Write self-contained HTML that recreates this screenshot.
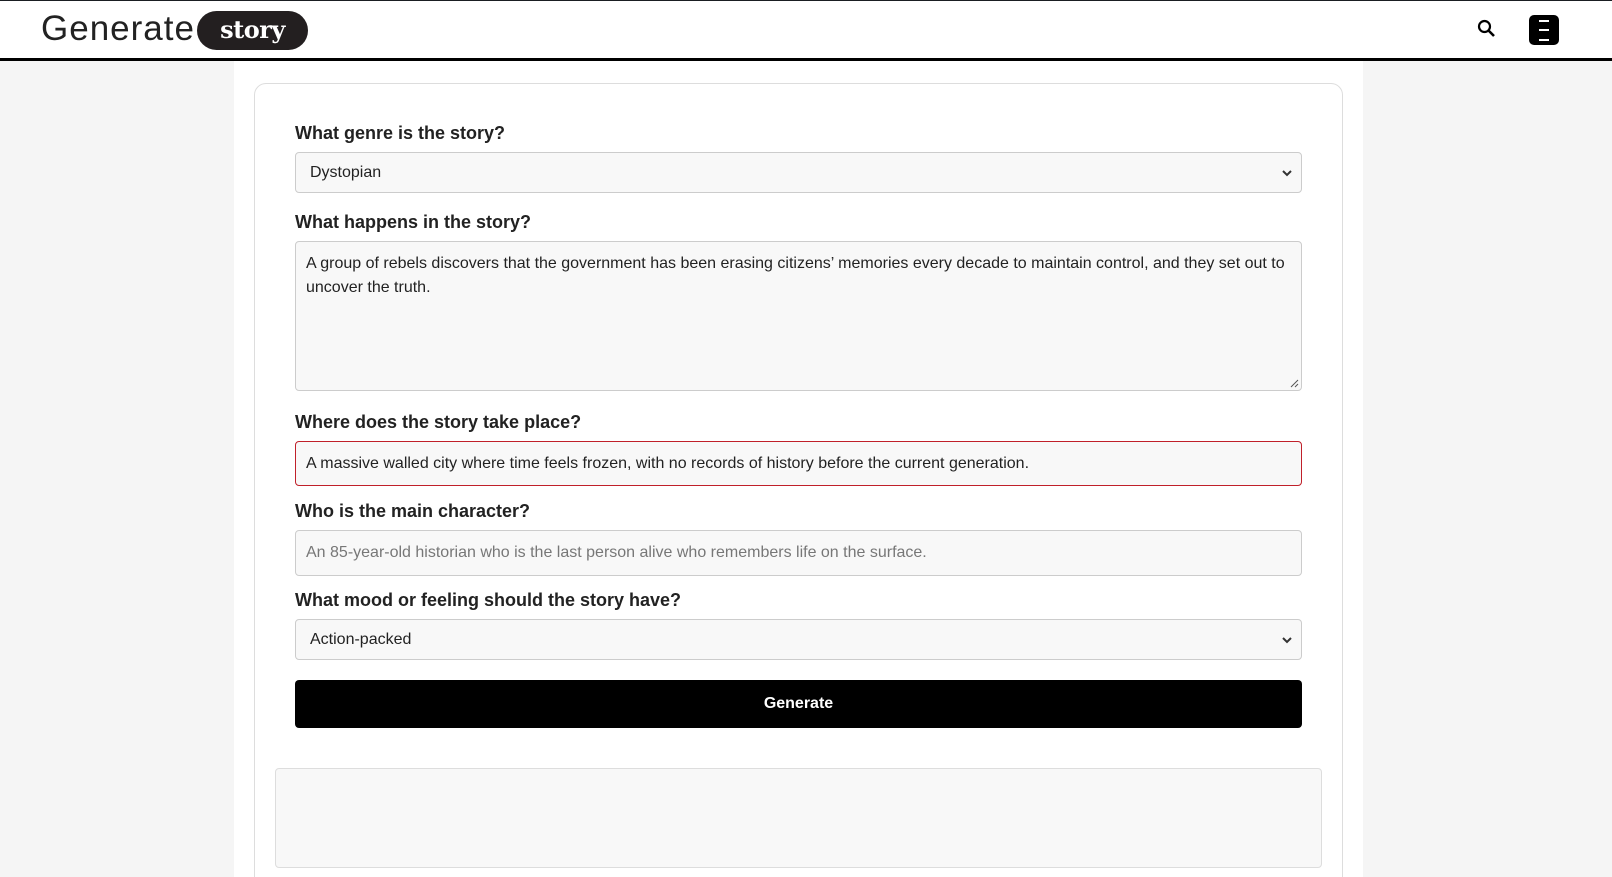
<!DOCTYPE html>
<html><head><meta charset="utf-8"><style>
*{box-sizing:border-box;margin:0;padding:0}
html,body{width:1612px;height:877px;overflow:hidden;background:#f5f5f5;font-family:"Liberation Sans",Arial,sans-serif;color:#222}
.wrap{position:relative;width:1612px;height:877px;overflow:hidden}
.hdr{position:absolute;left:0;top:0;width:1612px;height:61px;background:#fff;border-top:1px solid #1a1e22;border-bottom:3px solid #000;z-index:2}
.logo{position:absolute;left:41px;top:8px;font-family:"Liberation Sans",sans-serif;font-size:35px;font-weight:normal;letter-spacing:1px;color:#222}
.pill{position:absolute;left:197px;top:10px;width:111px;height:39px;border-radius:20px;background:#231f20;color:#fff;font-family:"DejaVu Serif","Liberation Serif",serif;font-weight:bold;font-size:24px;text-align:center;line-height:37px;letter-spacing:-0.5px}
.col{position:absolute;left:234px;top:61px;width:1129px;height:816px;background:#fff}
.card{position:absolute;left:254px;top:83px;width:1089px;height:820px;border:1px solid #ddd;border-radius:12px;background:#fff}
.lbl{position:absolute;left:295px;font-size:18px;font-weight:bold;color:#222}
.fld{position:absolute;left:295px;width:1007px;background:#f8f8f8;border:1px solid #ccc;border-radius:4px;font-size:16px;color:#222;padding-left:10px}
.sel{padding-left:14px}
.chev{position:absolute;right:8px;top:50%;margin-top:-5px}
.btn{position:absolute;left:295px;top:680px;width:1007px;height:48px;background:#000;border-radius:4px;color:#fff;font-weight:bold;font-size:16px;text-align:center;line-height:48px}
.out{position:absolute;left:275px;top:768px;width:1047px;height:100px;background:#f8f8f8;border:1px solid #ddd;border-radius:4px}
</style></head><body><div class="wrap">
<div class="hdr">
<div class="logo">Generate</div>
<div class="pill">story</div>
<svg style="position:absolute;left:1477px;top:18px" width="20" height="20" viewBox="0 0 20 20"><circle cx="7.5" cy="7.5" r="5.5" fill="none" stroke="#000" stroke-width="2.2"/><path d="M11.5 11.5L17 17" stroke="#000" stroke-width="2.6"/></svg>
<div style="position:absolute;left:1529px;top:14px;width:30px;height:30px;background:#000;border-radius:5px">
<div style="position:absolute;left:10px;top:5px;width:10px;height:2px;background:#fff"></div>
<div style="position:absolute;left:10px;top:14px;width:10px;height:2px;background:#fff"></div>
<div style="position:absolute;left:10px;top:24px;width:10px;height:2px;background:#fff"></div>
</div>
</div>
<div class="col"></div>
<div class="card"></div>

<div class="lbl" style="top:123px">What genre is the story?</div>
<div class="fld sel" style="top:152px;height:41px;line-height:39px">Dystopian<svg class="chev" width="12" height="10" viewBox="0 0 12 10"><path d="M2 3l4 4 4-4" fill="none" stroke="#333" stroke-width="2"/></svg></div>

<div class="lbl" style="top:212px">What happens in the story?</div>
<div class="fld" style="top:241px;height:150px;padding-top:10px;line-height:24px;padding-right:12px">A group of rebels discovers that the government has been erasing citizens’ memories every decade to maintain control, and they set out to uncover the truth.
<svg style="position:absolute;right:2px;bottom:2px" width="9" height="9"><path d="M8 1L1 8M8 5L5 8" stroke="#555" stroke-width="1"/></svg></div>

<div class="lbl" style="top:412px">Where does the story take place?</div>
<div class="fld" style="top:441px;height:45px;line-height:43px;border-color:#c0202a">A massive walled city where time feels frozen, with no records of history before the current generation.</div>

<div class="lbl" style="top:501px">Who is the main character?</div>
<div class="fld" style="top:530px;height:46px;line-height:44px;color:#777">An 85-year-old historian who is the last person alive who remembers life on the surface.</div>

<div class="lbl" style="top:590px">What mood or feeling should the story have?</div>
<div class="fld sel" style="top:619px;height:41px;line-height:39px">Action-packed<svg class="chev" width="12" height="10" viewBox="0 0 12 10"><path d="M2 3l4 4 4-4" fill="none" stroke="#333" stroke-width="2"/></svg></div>

<div class="btn">Generate</div>
<div class="out"></div>
</div></body></html>
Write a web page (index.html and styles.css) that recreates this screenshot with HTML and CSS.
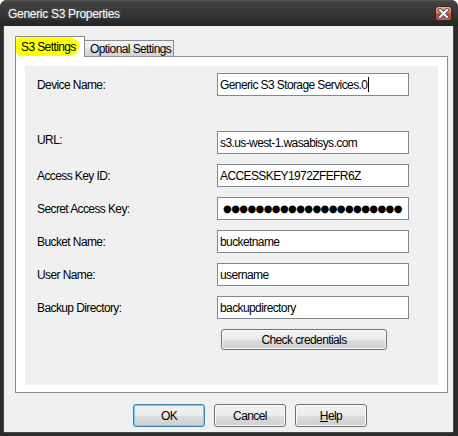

Your instructions:
Repeat the listing in full and exactly. Leave any pictures out.

Answer to this task:
Write self-contained HTML that recreates this screenshot.
<!DOCTYPE html>
<html><head><meta charset="utf-8"><style>
*{box-sizing:border-box;margin:0;padding:0}
html,body{width:1612px;height:877px;overflow:hidden;background:#f5f5f5;font-family:"Liberation Sans",Arial,sans-serif;color:#222}
.wrap{position:relative;width:1612px;height:877px;overflow:hidden}
.hdr{position:absolute;left:0;top:0;width:1612px;height:61px;background:#fff;border-top:1px solid #1a1e22;border-bottom:3px solid #000;z-index:2}
.logo{position:absolute;left:41px;top:8px;font-family:"Liberation Sans",sans-serif;font-size:35px;font-weight:normal;letter-spacing:1px;color:#222}
.pill{position:absolute;left:197px;top:10px;width:111px;height:39px;border-radius:20px;background:#231f20;color:#fff;font-family:"DejaVu Serif","Liberation Serif",serif;font-weight:bold;font-size:24px;text-align:center;line-height:37px;letter-spacing:-0.5px}
.col{position:absolute;left:234px;top:61px;width:1129px;height:816px;background:#fff}
.card{position:absolute;left:254px;top:83px;width:1089px;height:820px;border:1px solid #ddd;border-radius:12px;background:#fff}
.lbl{position:absolute;left:295px;font-size:18px;font-weight:bold;color:#222}
.fld{position:absolute;left:295px;width:1007px;background:#f8f8f8;border:1px solid #ccc;border-radius:4px;font-size:16px;color:#222;padding-left:10px}
.sel{padding-left:14px}
.chev{position:absolute;right:8px;top:50%;margin-top:-5px}
.btn{position:absolute;left:295px;top:680px;width:1007px;height:48px;background:#000;border-radius:4px;color:#fff;font-weight:bold;font-size:16px;text-align:center;line-height:48px}
.out{position:absolute;left:275px;top:768px;width:1047px;height:100px;background:#f8f8f8;border:1px solid #ddd;border-radius:4px}
</style></head><body><div class="wrap">
<div class="hdr">
<div class="logo">Generate</div>
<div class="pill">story</div>
<svg style="position:absolute;left:1477px;top:18px" width="20" height="20" viewBox="0 0 20 20"><circle cx="7.5" cy="7.5" r="5.5" fill="none" stroke="#000" stroke-width="2.2"/><path d="M11.5 11.5L17 17" stroke="#000" stroke-width="2.6"/></svg>
<div style="position:absolute;left:1529px;top:14px;width:30px;height:30px;background:#000;border-radius:5px">
<div style="position:absolute;left:10px;top:5px;width:10px;height:2px;background:#fff"></div>
<div style="position:absolute;left:10px;top:14px;width:10px;height:2px;background:#fff"></div>
<div style="position:absolute;left:10px;top:24px;width:10px;height:2px;background:#fff"></div>
</div>
</div>
<div class="col"></div>
<div class="card"></div>

<div class="lbl" style="top:123px">What genre is the story?</div>
<div class="fld sel" style="top:152px;height:41px;line-height:39px">Dystopian<svg class="chev" width="12" height="10" viewBox="0 0 12 10"><path d="M2 3l4 4 4-4" fill="none" stroke="#333" stroke-width="2"/></svg></div>

<div class="lbl" style="top:212px">What happens in the story?</div>
<div class="fld" style="top:241px;height:150px;padding-top:10px;line-height:24px;padding-right:12px">A group of rebels discovers that the government has been erasing citizens’ memories every decade to maintain control, and they set out to uncover the truth.
<svg style="position:absolute;right:2px;bottom:2px" width="9" height="9"><path d="M8 1L1 8M8 5L5 8" stroke="#555" stroke-width="1"/></svg></div>

<div class="lbl" style="top:412px">Where does the story take place?</div>
<div class="fld" style="top:441px;height:45px;line-height:43px;border-color:#c0202a">A massive walled city where time feels frozen, with no records of history before the current generation.</div>

<div class="lbl" style="top:501px">Who is the main character?</div>
<div class="fld" style="top:530px;height:46px;line-height:44px;color:#777">An 85-year-old historian who is the last person alive who remembers life on the surface.</div>

<div class="lbl" style="top:590px">What mood or feeling should the story have?</div>
<div class="fld sel" style="top:619px;height:41px;line-height:39px">Action-packed<svg class="chev" width="12" height="10" viewBox="0 0 12 10"><path d="M2 3l4 4 4-4" fill="none" stroke="#333" stroke-width="2"/></svg></div>

<div class="btn">Generate</div>
<div class="out"></div>
</div></body></html>
Write a web page (index.html and styles.css) that recreates this screenshot with HTML and CSS.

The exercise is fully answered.